Quaisquer riscos neste sentido são críticos para a nação. Por outro lado, aspectos ambientais também precisam ser considerados. Ocorre que à medida que as atividades aumentam a escala de produção, também crescem os desafios, sendo um destes a destinação de animais que morrem ao longo da cadeia produtiva, seja por causas naturais, acidentais ou sanitárias.

A apresentação de um Projeto de Lei que não contemple o esforço e os resultados científicos gerados em condições brasileiras põe em risco a saúde humana, a saúde dos rebanhos e a credibilidade das instituições oficiais brasileiras além de ameaçar conquistas no mercado de exportações, resultado de trabalho árduo e de décadas de desenvolvimento.

Desta forma, alertamos para o enorme risco de prejuízo à nação brasileira com a aprovação desse Projeto de Lei, nesse momento em que as primeiras informações científicas estão sendo geradas por meio da pesquisa TECDAM (tecnologias para destinação de animais mortos) fruto da parceria entre Embrapa Suínos e Aves e o MAPA para auxiliar à tomada de decisão das melhores rotas de destinação dos animais mortos dentro dos sistemas de produção.

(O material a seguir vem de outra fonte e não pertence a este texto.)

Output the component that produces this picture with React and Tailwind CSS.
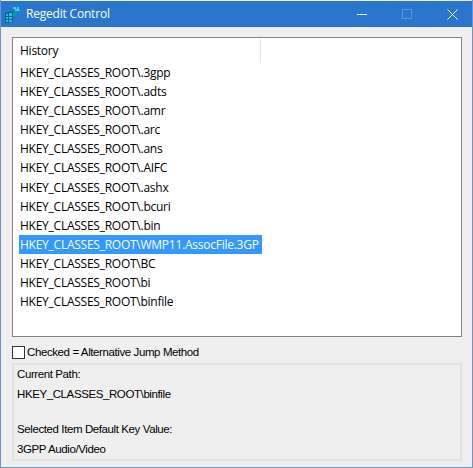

Salienta-se a necessidade de análises de riscos, com vistas a resguardar a sustentabilidade e competitividade das cadeias produtivas.

O entendimento é de que o setor antes de propor uma medida com tantos riscos potenciais, deveria investir ou viabilizar formas alternativas à destinação da carcaça animal como: compostagem, especialmente para descarte de aves ou pequenos animais, incineração, reconhecida por sua eficiência, porém de custo elevado; biodigestão e produção de biocombustíveis. A viabilidade de cada alternativa dependerá de inovações incrementais que vierem a ser desenvolvidas pelos fabricantes de equipamentos que atuam neste mercado.